Your instructions | Write out the material again exactly, please, and omit the pictures.

Given information |

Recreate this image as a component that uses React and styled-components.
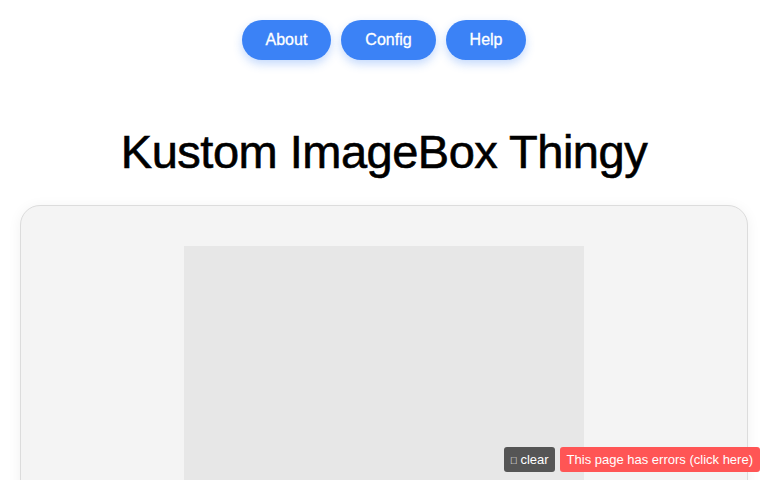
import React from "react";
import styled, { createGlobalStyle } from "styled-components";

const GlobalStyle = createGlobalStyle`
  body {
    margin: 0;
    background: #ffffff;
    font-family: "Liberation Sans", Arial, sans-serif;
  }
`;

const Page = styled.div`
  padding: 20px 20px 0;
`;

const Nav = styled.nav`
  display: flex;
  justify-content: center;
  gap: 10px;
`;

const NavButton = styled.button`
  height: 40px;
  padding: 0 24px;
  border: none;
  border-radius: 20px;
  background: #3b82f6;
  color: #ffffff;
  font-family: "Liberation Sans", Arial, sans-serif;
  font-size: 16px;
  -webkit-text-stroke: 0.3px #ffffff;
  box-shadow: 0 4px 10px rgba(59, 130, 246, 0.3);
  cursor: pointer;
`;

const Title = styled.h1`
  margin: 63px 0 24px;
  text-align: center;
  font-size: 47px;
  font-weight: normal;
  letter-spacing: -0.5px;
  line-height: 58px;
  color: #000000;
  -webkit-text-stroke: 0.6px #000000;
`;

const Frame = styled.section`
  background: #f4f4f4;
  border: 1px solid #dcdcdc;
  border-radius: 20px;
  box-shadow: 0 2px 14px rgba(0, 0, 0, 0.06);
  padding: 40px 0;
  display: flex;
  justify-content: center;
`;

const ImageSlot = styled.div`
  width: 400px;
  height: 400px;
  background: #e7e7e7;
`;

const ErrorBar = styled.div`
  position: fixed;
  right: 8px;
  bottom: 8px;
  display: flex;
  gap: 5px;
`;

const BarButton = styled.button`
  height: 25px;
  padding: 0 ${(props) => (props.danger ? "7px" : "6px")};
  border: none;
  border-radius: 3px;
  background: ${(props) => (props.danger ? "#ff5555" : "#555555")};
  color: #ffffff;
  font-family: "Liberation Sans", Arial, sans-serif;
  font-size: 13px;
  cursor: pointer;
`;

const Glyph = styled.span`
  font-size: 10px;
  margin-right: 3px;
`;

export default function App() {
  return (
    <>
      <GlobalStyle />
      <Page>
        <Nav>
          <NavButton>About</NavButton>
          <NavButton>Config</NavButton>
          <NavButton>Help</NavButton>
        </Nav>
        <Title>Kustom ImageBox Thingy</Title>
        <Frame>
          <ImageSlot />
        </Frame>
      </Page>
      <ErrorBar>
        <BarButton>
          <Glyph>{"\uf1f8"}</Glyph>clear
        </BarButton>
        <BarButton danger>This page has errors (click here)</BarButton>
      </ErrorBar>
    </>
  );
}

Solution |
Recreate this image as a component that uses React and styled-components.
import React from "react";
import styled, { createGlobalStyle } from "styled-components";

const GlobalStyle = createGlobalStyle`
  body {
    margin: 0;
    background: #ffffff;
    font-family: "Liberation Sans", Arial, sans-serif;
  }
`;

const Page = styled.div`
  padding: 20px 20px 0;
`;

const Nav = styled.nav`
  display: flex;
  justify-content: center;
  gap: 10px;
`;

const NavButton = styled.button`
  height: 40px;
  padding: 0 24px;
  border: none;
  border-radius: 20px;
  background: #3b82f6;
  color: #ffffff;
  font-family: "Liberation Sans", Arial, sans-serif;
  font-size: 16px;
  -webkit-text-stroke: 0.3px #ffffff;
  box-shadow: 0 4px 10px rgba(59, 130, 246, 0.3);
  cursor: pointer;
`;

const Title = styled.h1`
  margin: 63px 0 24px;
  text-align: center;
  font-size: 47px;
  font-weight: normal;
  letter-spacing: -0.5px;
  line-height: 58px;
  color: #000000;
  -webkit-text-stroke: 0.6px #000000;
`;

const Frame = styled.section`
  background: #f4f4f4;
  border: 1px solid #dcdcdc;
  border-radius: 20px;
  box-shadow: 0 2px 14px rgba(0, 0, 0, 0.06);
  padding: 40px 0;
  display: flex;
  justify-content: center;
`;

const ImageSlot = styled.div`
  width: 400px;
  height: 400px;
  background: #e7e7e7;
`;

const ErrorBar = styled.div`
  position: fixed;
  right: 8px;
  bottom: 8px;
  display: flex;
  gap: 5px;
`;

const BarButton = styled.button`
  height: 25px;
  padding: 0 ${(props) => (props.danger ? "7px" : "6px")};
  border: none;
  border-radius: 3px;
  background: ${(props) => (props.danger ? "#ff5555" : "#555555")};
  color: #ffffff;
  font-family: "Liberation Sans", Arial, sans-serif;
  font-size: 13px;
  cursor: pointer;
`;

const Glyph = styled.span`
  font-size: 10px;
  margin-right: 3px;
`;

export default function App() {
  return (
    <>
      <GlobalStyle />
      <Page>
        <Nav>
          <NavButton>About</NavButton>
          <NavButton>Config</NavButton>
          <NavButton>Help</NavButton>
        </Nav>
        <Title>Kustom ImageBox Thingy</Title>
        <Frame>
          <ImageSlot />
        </Frame>
      </Page>
      <ErrorBar>
        <BarButton>
          <Glyph>{"\uf1f8"}</Glyph>clear
        </BarButton>
        <BarButton danger>This page has errors (click here)</BarButton>
      </ErrorBar>
    </>
  );
}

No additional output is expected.